Rank, Company, Regiment

S/SGT    K             86TH

Birth date/Death Date


Vermont Location




Importance of Vermont


First skiing experience

"My first skis were 3 footers. Maybe the 2nd or 3rd grade.   I couldn't get home from school fast enough to my skis which were still wet   from the day before. Being pine and wet the grain would peel back and when my   father came home from work he would cut the loose grain off with his   jackknife ready for the next day. My next skis were 6 footers. Again they   were pine with a slot cut through the middle for the toe strap. I liked skiing   downhill but there had to be something in between the top and bottom such as   a bump. I think it was the second day with the that new pair that I built a   bump landed in soft snow and broke one in two where the toe strap went   through. As I was the youngest of nine and my father was a mill worker, there   wasn't much money for sporting goods. It was a while before I had skis again.   When I was in 8th grade, my brother in law gave his two groove hickory 7 foot   jumpers. I couldn't think of a nicer gift."



Competitive Skiing

Made the high school team and competed in the eastern amateur   jumping championship in Lake Placid '29 & '30 (scared stiff). In 1933 I   joined a professional ski jumping group and in 1935 ski jumped in the first   indoor winter sports in the US at the Boston Garden, Madison Square Garden,   Philadelphia, Pittsburg, Springfield, Mass., and New Haven. Springfield,   Mass, was a bit unique in that the landing slops was built inside and the   jump built on the outside and we can flying through a window. Besides jumping   demonstrations there was down hill, slalom, crosscountry, and snowshoe racing   demonstrations. The Ice capades were with is through 1939 when Hitler set out   to conquer the world and that was the end of the indoor shows as such."

What was your experience in the 10th like?

"Then he told me of an expedition testing equipment in Lake   Louise, Canada, and asked if I'd like to go. Of course, I'd like to go. So I   went and was in charge of 75 men. Arriving at Lake Louise RR station I called   the men to attention as the CO was coming to greet us. There I was standing   there stiffer than a poker, he came up to me inches from my face 'WHAT IN   HELL ARE YOU DOING HERE?' That was Paul Townsend who lived two doors from my   home in Lebanon, NH. Seeing him was a very pleasant surprise. The equipment   was not ski equipment. We were there to maintain camp for the Studebaker Co.   who was testing the WEASEL on Athabaska glacier. Our camp was a beautiful   sight at the base of the glacier. I was a truck driver and drove up the   glacier (9miles). Other days I drove to Lake Louise 40 miles for rations or   gas. What a great detail that was. Back to Camp Hale I joined a truck company   long enough to earn Staff sergeant stripes and returned to the Mountain   Training Group. Passed the ski teachers exam with the highest marks and was   assigned to teach instructors from other ski schools from all over the   country, the army method. In the summer I taught rock and mountain climbing.   During one of these sessions I was called to go to Mt. Rainier to make a   movie for the army. The film started on Mt. Rainier and had to be finished in   NYC studio due to the lack of trees high on the mountain (what a blast that   was.)

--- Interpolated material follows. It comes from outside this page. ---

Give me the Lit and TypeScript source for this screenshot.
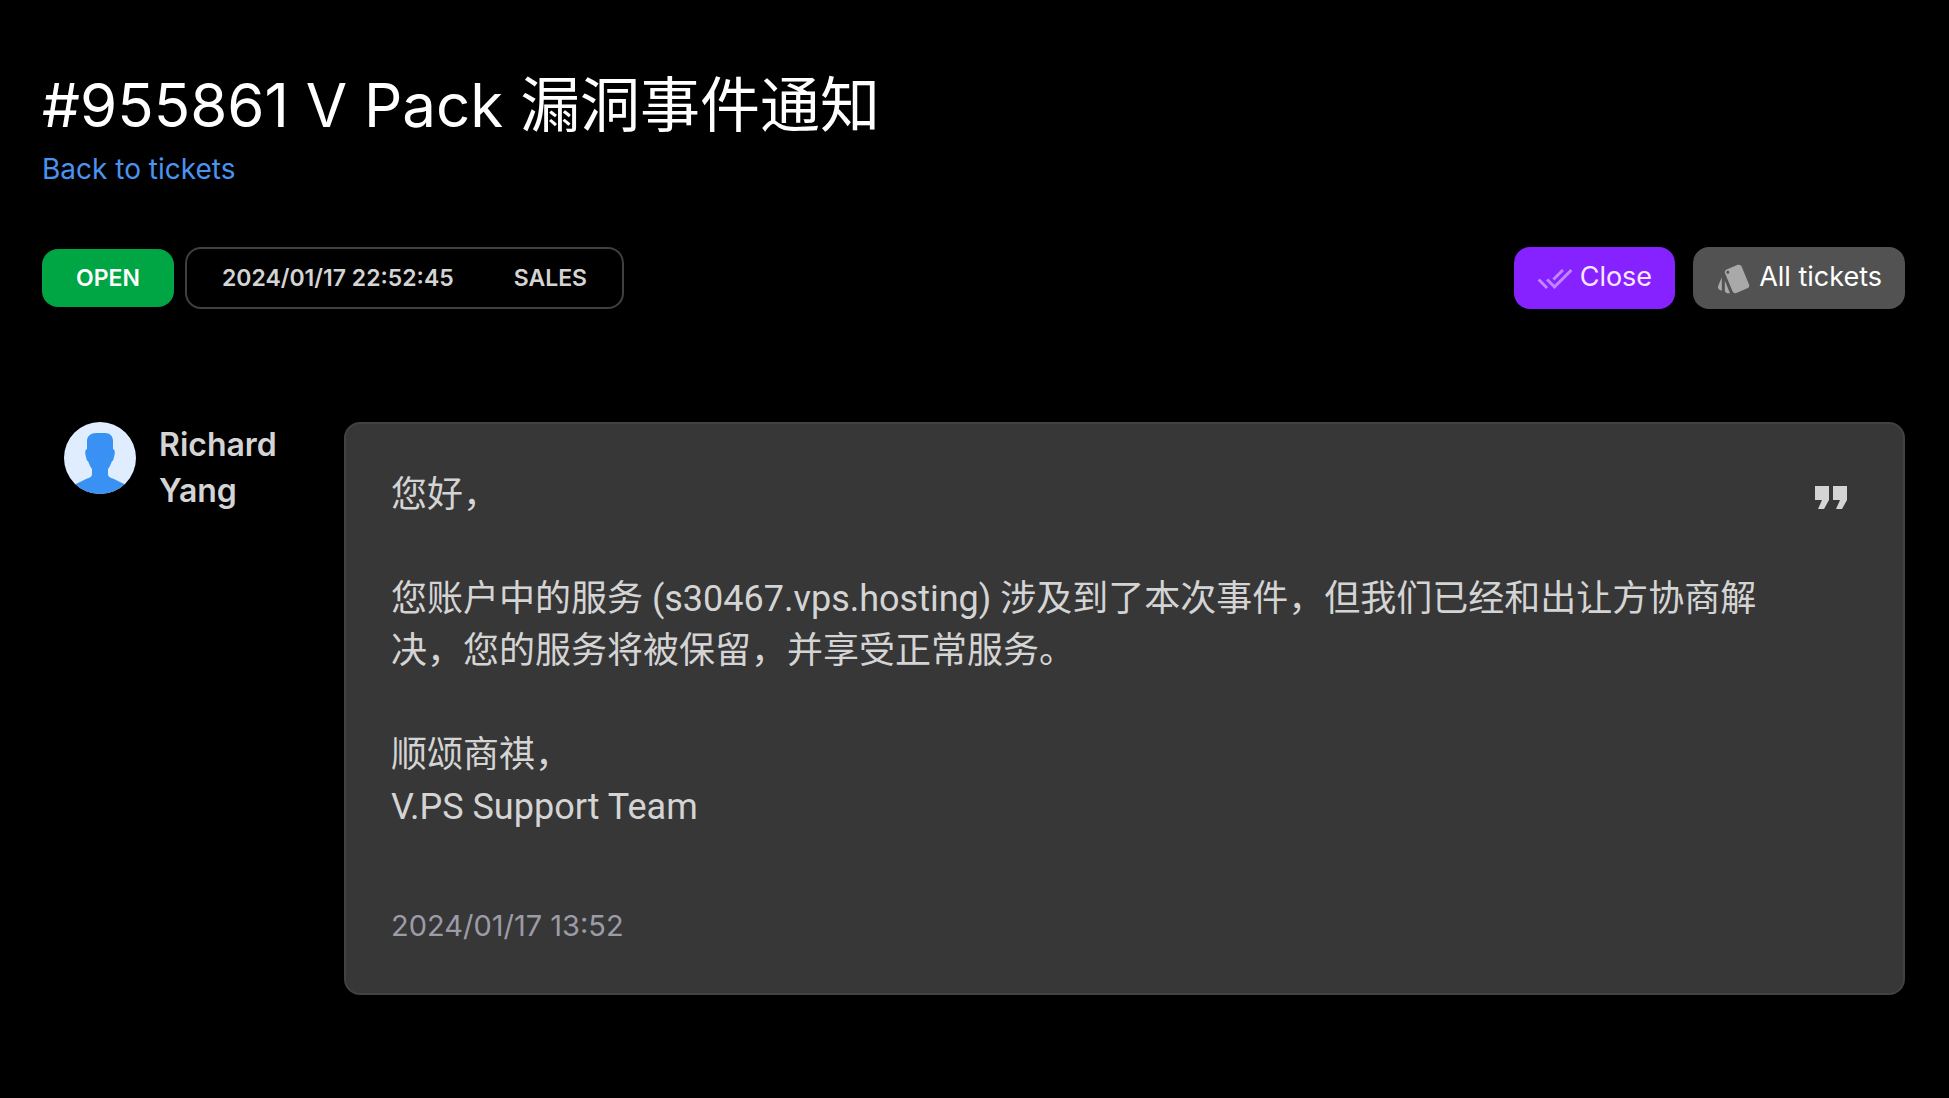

Then with three other men I was sent to many other camps   teaching them how to take care of themselves in extreme cold, such as showing   them how and where to build huts of tree bows. Being on detached service most   of the time in the Division I didn't go to Europe with them. Then back to   Stowe."
  "In May 1942, I joined the army. I finished Basic Training in So.   Carolina and was sent to the 10th Mountain Division in Tacoma, Washington,   with a group of skiers (9). I being the only certified teacher was sent to   the Snowshoe outfit. Fortunately the C.O. there happened to be Everett Bailey   of Burlington, VT, who used to teach skiing with us in Stowe on weekends. His   first comment was 'what are you doing here.' All I could say is 'this is   where they sent me. This showshoe outfit.'"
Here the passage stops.